We have found that innominate artery cannulation offers a safe and effective method for arterial cannulation in patients undergoing redo sternotomy. Our clinical experience with 8 patients demonstrated that adequate flow was achieved and no neurologic status change was found post-surgery. To our knowledge, no one has demonstrated the success of innominate artery cannulation in the variety of congenital heart disease procedures seen here. Innominate artery cannulation prevented the need for a second incision and avoided the possibility of neuropathic injuries or limb ischemia seen with femoral and axillary artery cannulation.
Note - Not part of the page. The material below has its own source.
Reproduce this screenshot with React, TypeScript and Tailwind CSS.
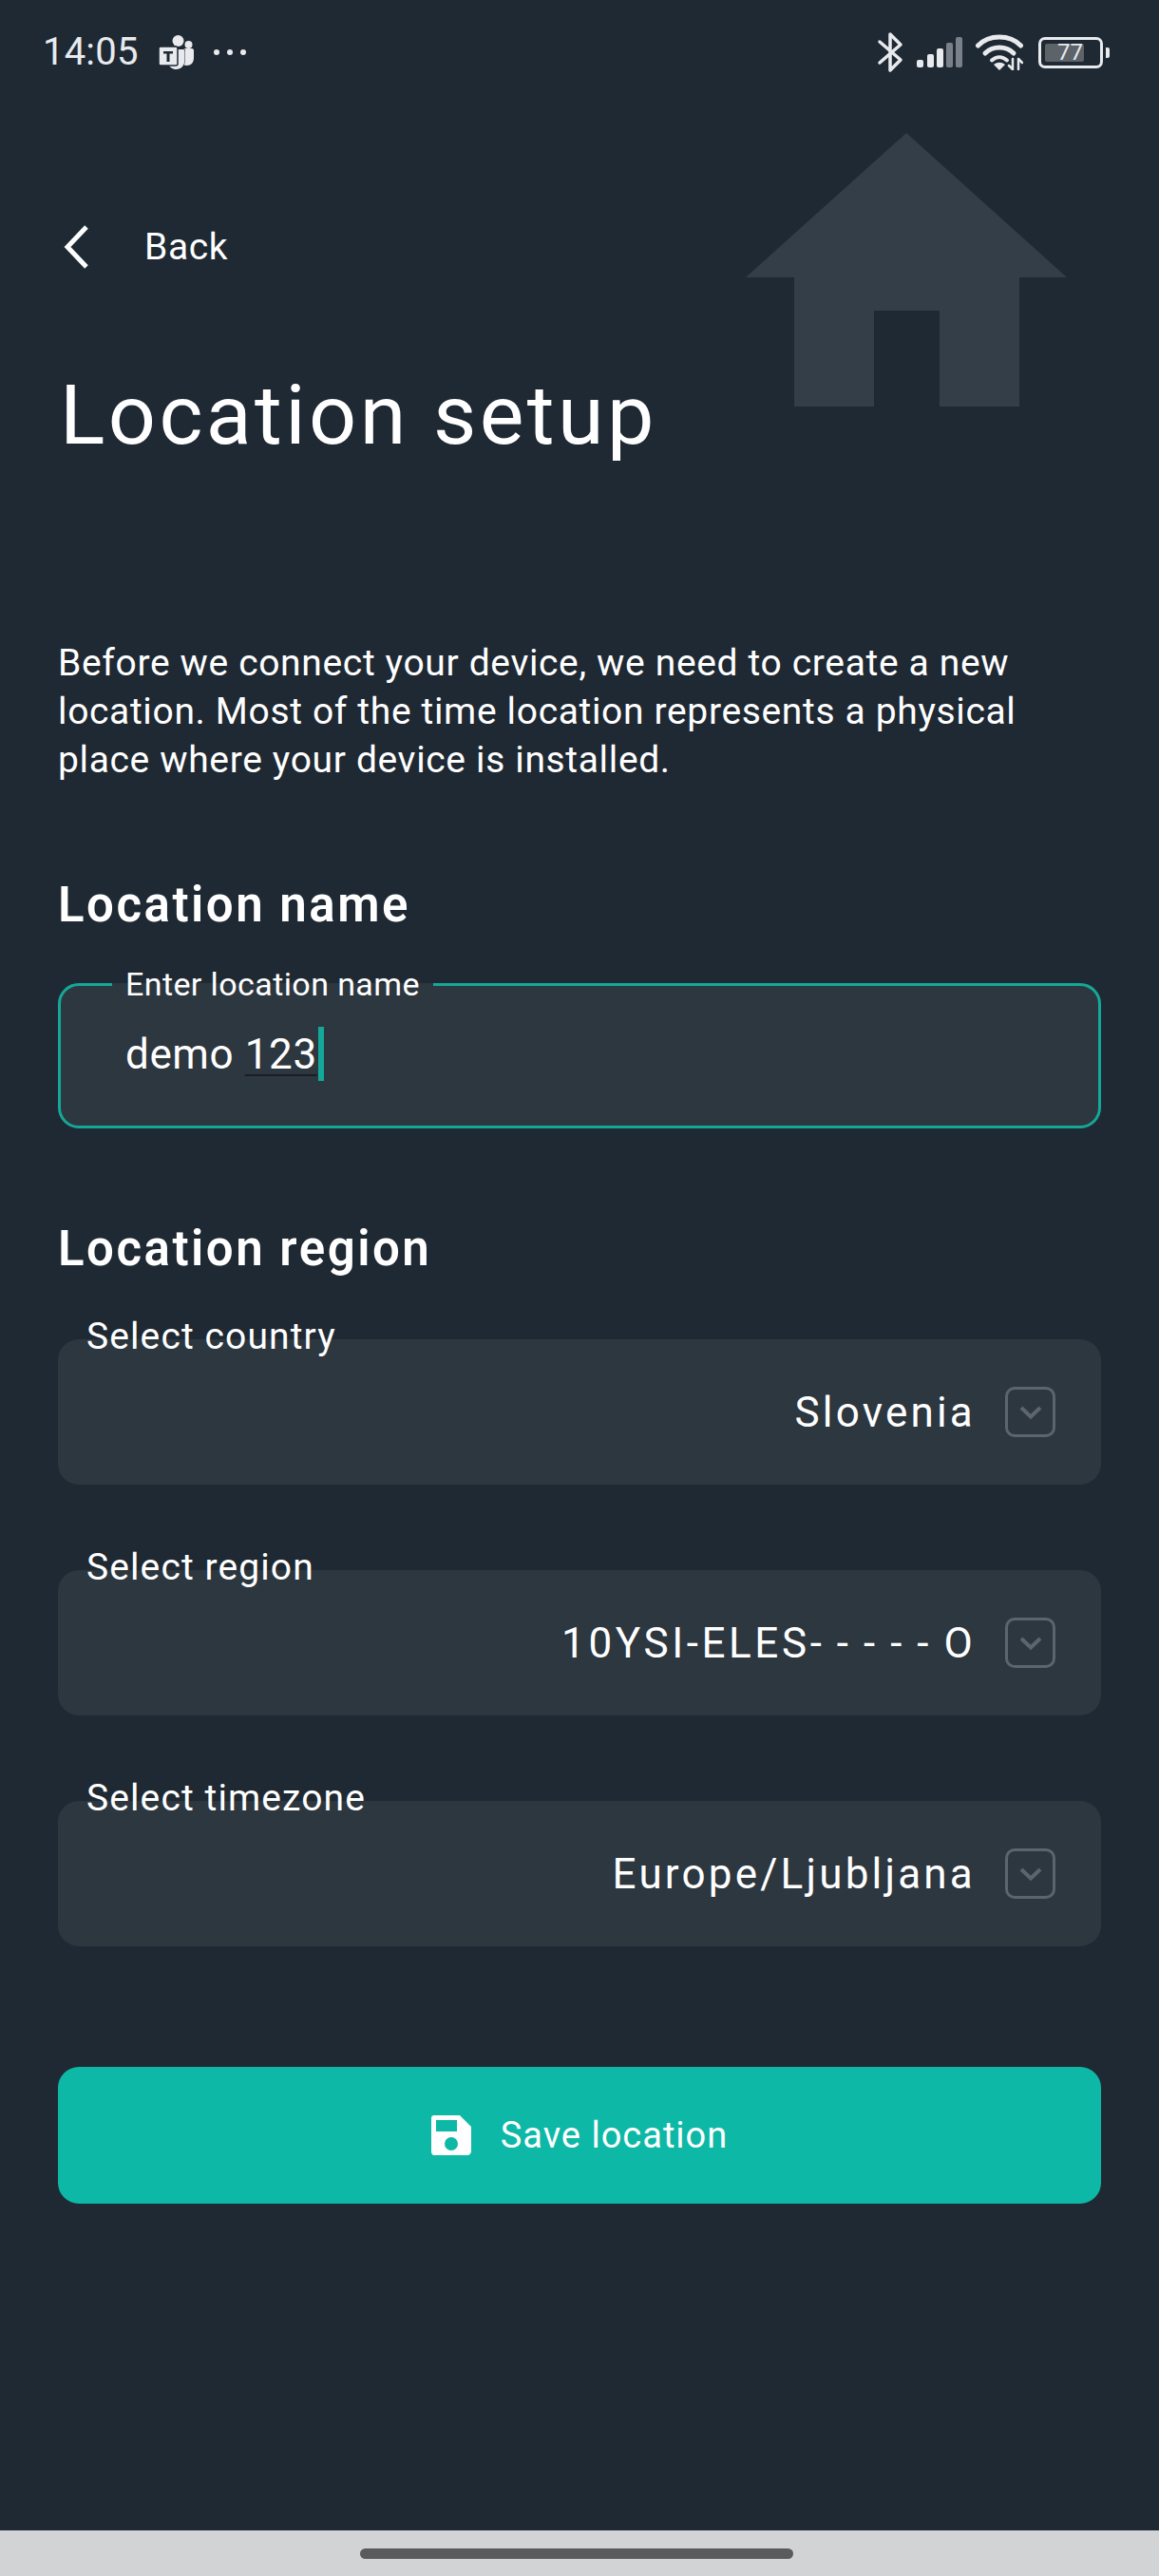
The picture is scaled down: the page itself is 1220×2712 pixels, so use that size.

Redo sternotomy may be complicated during entrance into the mediastinum due to adherence of structures to the posterior sternum following the first surgery. Innominate artery cannulation may be difficult with highly tortuous vessels  . In larger patients and in the adults, the axillary artery serves as a viable arterial cannulation site as an alternative to the innominate artery but cannot be used in smaller pediatric patients   .
Statistical analysis is limited with our sample size and a broader review with greater statistical power is needed. A comparison of complications between cannulation sites and a more thorough work-up of neurological status would provide the next steps to determine the long-term outcomes of this technique. However, the results from this study demonstrate the innominate artery as a simple and reproducible access option for cannulation in the high risk population of pediatric patients requiring redo sternotomy.
All authors declare that there is no conflict of interest in this article.